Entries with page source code
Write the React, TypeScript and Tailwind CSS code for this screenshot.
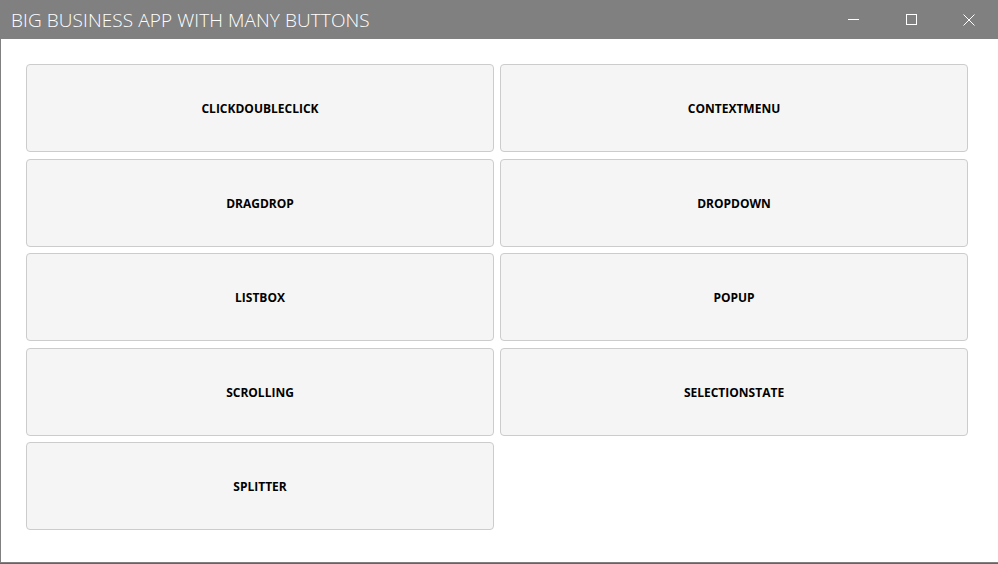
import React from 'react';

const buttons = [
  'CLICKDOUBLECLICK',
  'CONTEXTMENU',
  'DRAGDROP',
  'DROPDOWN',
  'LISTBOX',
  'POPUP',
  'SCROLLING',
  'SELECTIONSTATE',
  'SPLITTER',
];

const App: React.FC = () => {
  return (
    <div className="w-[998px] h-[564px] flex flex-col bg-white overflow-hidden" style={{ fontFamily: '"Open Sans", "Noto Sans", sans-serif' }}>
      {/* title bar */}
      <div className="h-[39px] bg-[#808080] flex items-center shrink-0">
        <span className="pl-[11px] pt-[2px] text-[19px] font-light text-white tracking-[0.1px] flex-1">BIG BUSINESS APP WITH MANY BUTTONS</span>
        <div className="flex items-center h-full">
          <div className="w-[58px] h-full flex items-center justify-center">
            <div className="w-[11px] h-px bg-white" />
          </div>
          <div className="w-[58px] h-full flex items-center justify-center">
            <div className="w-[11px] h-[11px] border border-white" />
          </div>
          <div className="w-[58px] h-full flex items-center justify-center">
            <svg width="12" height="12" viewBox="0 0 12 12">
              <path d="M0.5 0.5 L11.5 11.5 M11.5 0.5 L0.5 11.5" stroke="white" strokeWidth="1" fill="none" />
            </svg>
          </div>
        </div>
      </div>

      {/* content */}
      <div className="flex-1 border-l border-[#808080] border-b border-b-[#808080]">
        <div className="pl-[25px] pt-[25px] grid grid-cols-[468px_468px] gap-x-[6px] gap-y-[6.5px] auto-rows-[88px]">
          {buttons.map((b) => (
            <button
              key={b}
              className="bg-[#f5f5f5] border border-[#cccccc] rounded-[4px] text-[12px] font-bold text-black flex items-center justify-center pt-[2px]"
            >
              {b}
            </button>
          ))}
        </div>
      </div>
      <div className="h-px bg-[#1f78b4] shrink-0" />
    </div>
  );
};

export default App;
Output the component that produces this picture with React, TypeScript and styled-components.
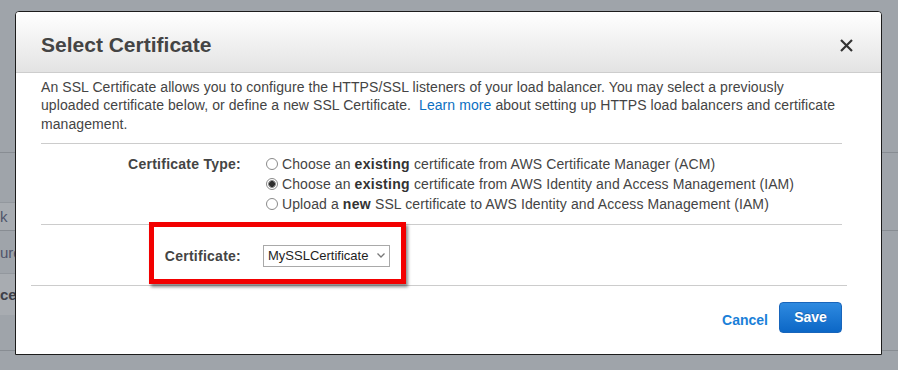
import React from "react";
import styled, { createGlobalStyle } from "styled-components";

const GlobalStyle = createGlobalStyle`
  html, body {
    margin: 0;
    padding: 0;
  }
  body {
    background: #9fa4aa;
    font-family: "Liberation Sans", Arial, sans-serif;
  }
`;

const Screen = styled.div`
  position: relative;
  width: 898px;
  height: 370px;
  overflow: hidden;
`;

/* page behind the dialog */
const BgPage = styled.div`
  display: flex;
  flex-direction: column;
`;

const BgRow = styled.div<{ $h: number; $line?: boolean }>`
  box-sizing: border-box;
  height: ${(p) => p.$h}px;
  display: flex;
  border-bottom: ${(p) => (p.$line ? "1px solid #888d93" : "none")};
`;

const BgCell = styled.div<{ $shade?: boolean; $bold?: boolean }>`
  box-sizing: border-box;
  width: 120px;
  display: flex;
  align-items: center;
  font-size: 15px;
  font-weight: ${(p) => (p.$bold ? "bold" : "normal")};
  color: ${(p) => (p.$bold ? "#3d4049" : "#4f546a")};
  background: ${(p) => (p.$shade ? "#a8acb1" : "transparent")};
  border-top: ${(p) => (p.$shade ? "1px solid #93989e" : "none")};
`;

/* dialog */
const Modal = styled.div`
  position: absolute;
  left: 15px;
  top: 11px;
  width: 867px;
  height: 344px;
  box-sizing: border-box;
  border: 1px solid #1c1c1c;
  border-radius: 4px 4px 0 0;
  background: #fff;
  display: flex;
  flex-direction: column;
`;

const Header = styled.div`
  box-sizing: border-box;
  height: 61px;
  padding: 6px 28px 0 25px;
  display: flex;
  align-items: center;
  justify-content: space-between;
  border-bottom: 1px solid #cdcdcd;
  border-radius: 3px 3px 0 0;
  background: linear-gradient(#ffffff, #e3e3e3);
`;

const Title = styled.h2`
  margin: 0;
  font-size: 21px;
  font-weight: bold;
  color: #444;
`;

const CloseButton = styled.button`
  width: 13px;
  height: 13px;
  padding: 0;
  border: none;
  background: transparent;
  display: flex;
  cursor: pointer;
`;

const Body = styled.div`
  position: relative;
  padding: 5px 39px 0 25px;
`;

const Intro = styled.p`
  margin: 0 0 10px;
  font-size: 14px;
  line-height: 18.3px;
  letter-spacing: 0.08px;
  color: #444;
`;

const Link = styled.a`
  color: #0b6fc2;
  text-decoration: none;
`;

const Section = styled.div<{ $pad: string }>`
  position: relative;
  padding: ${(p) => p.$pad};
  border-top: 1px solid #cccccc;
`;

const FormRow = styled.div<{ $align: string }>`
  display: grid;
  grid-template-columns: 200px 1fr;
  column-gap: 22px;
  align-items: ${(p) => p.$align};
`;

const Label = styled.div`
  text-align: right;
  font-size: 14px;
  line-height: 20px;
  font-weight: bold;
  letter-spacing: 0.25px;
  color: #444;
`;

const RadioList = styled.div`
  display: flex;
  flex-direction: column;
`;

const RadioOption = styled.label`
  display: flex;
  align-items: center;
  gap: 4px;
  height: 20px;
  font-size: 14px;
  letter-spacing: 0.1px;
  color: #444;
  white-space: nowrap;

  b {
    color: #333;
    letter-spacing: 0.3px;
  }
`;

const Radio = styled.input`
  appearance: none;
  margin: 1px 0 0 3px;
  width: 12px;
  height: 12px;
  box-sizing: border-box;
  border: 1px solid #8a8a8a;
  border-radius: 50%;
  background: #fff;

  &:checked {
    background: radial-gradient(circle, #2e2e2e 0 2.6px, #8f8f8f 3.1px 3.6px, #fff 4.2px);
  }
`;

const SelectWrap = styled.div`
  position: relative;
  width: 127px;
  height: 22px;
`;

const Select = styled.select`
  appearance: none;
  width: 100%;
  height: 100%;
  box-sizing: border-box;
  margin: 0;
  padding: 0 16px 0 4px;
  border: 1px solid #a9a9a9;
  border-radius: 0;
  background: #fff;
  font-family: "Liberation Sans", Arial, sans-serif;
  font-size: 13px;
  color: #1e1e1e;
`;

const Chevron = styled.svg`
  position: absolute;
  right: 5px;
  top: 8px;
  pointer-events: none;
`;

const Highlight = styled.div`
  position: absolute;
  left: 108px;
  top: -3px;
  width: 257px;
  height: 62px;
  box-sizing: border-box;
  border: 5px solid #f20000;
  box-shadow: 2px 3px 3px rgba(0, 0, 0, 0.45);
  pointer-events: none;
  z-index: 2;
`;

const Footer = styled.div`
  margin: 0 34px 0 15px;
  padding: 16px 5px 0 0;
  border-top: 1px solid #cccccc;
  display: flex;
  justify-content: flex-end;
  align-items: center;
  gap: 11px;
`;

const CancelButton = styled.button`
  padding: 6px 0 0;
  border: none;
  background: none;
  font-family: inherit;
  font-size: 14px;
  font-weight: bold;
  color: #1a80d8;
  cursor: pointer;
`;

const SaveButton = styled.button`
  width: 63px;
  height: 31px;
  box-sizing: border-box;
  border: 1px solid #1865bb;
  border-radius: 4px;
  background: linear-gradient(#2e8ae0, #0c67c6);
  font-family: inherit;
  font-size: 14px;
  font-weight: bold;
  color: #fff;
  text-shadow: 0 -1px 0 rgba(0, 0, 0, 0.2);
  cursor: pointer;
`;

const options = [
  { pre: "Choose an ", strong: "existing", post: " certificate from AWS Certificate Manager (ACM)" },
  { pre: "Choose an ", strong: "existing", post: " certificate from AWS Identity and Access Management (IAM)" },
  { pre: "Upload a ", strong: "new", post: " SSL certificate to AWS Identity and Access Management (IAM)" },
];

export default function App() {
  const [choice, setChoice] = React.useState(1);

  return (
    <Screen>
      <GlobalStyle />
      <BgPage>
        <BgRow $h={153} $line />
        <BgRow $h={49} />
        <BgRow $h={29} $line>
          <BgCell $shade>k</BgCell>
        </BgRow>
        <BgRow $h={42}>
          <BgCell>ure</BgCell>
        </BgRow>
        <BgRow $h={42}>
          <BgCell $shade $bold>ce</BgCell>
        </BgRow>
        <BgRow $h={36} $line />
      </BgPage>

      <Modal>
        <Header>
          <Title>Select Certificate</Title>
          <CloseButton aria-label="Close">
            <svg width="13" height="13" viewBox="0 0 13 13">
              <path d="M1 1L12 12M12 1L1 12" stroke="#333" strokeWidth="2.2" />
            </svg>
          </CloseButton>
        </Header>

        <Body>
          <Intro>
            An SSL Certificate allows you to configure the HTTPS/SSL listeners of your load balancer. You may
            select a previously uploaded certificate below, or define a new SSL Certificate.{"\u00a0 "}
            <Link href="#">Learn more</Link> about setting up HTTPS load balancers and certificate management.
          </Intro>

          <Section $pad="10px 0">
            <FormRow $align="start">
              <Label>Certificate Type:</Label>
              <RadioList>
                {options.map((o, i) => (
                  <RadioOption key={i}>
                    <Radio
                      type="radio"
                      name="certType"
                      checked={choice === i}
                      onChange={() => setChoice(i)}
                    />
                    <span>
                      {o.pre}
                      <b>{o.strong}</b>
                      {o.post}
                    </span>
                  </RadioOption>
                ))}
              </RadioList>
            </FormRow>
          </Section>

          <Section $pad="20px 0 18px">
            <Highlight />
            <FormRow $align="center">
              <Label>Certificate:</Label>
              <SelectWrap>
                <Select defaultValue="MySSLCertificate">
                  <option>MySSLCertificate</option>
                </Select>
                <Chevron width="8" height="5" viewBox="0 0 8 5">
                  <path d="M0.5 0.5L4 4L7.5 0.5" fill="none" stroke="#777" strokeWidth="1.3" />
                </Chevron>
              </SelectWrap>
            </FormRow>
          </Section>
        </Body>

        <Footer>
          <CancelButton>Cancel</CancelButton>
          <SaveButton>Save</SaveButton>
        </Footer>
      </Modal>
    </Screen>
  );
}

__Exercise description__: Restate, line by line and word for word, everything from the top of the material through the line that contains "export default App;". Leave pictures out.

__Worked solution__:
Write the React, TypeScript and Tailwind CSS code for this screenshot.
import React from 'react';

const buttons = [
  'CLICKDOUBLECLICK',
  'CONTEXTMENU',
  'DRAGDROP',
  'DROPDOWN',
  'LISTBOX',
  'POPUP',
  'SCROLLING',
  'SELECTIONSTATE',
  'SPLITTER',
];

const App: React.FC = () => {
  return (
    <div className="w-[998px] h-[564px] flex flex-col bg-white overflow-hidden" style={{ fontFamily: '"Open Sans", "Noto Sans", sans-serif' }}>
      {/* title bar */}
      <div className="h-[39px] bg-[#808080] flex items-center shrink-0">
        <span className="pl-[11px] pt-[2px] text-[19px] font-light text-white tracking-[0.1px] flex-1">BIG BUSINESS APP WITH MANY BUTTONS</span>
        <div className="flex items-center h-full">
          <div className="w-[58px] h-full flex items-center justify-center">
            <div className="w-[11px] h-px bg-white" />
          </div>
          <div className="w-[58px] h-full flex items-center justify-center">
            <div className="w-[11px] h-[11px] border border-white" />
          </div>
          <div className="w-[58px] h-full flex items-center justify-center">
            <svg width="12" height="12" viewBox="0 0 12 12">
              <path d="M0.5 0.5 L11.5 11.5 M11.5 0.5 L0.5 11.5" stroke="white" strokeWidth="1" fill="none" />
            </svg>
          </div>
        </div>
      </div>

      {/* content */}
      <div className="flex-1 border-l border-[#808080] border-b border-b-[#808080]">
        <div className="pl-[25px] pt-[25px] grid grid-cols-[468px_468px] gap-x-[6px] gap-y-[6.5px] auto-rows-[88px]">
          {buttons.map((b) => (
            <button
              key={b}
              className="bg-[#f5f5f5] border border-[#cccccc] rounded-[4px] text-[12px] font-bold text-black flex items-center justify-center pt-[2px]"
            >
              {b}
            </button>
          ))}
        </div>
      </div>
      <div className="h-px bg-[#1f78b4] shrink-0" />
    </div>
  );
};

export default App;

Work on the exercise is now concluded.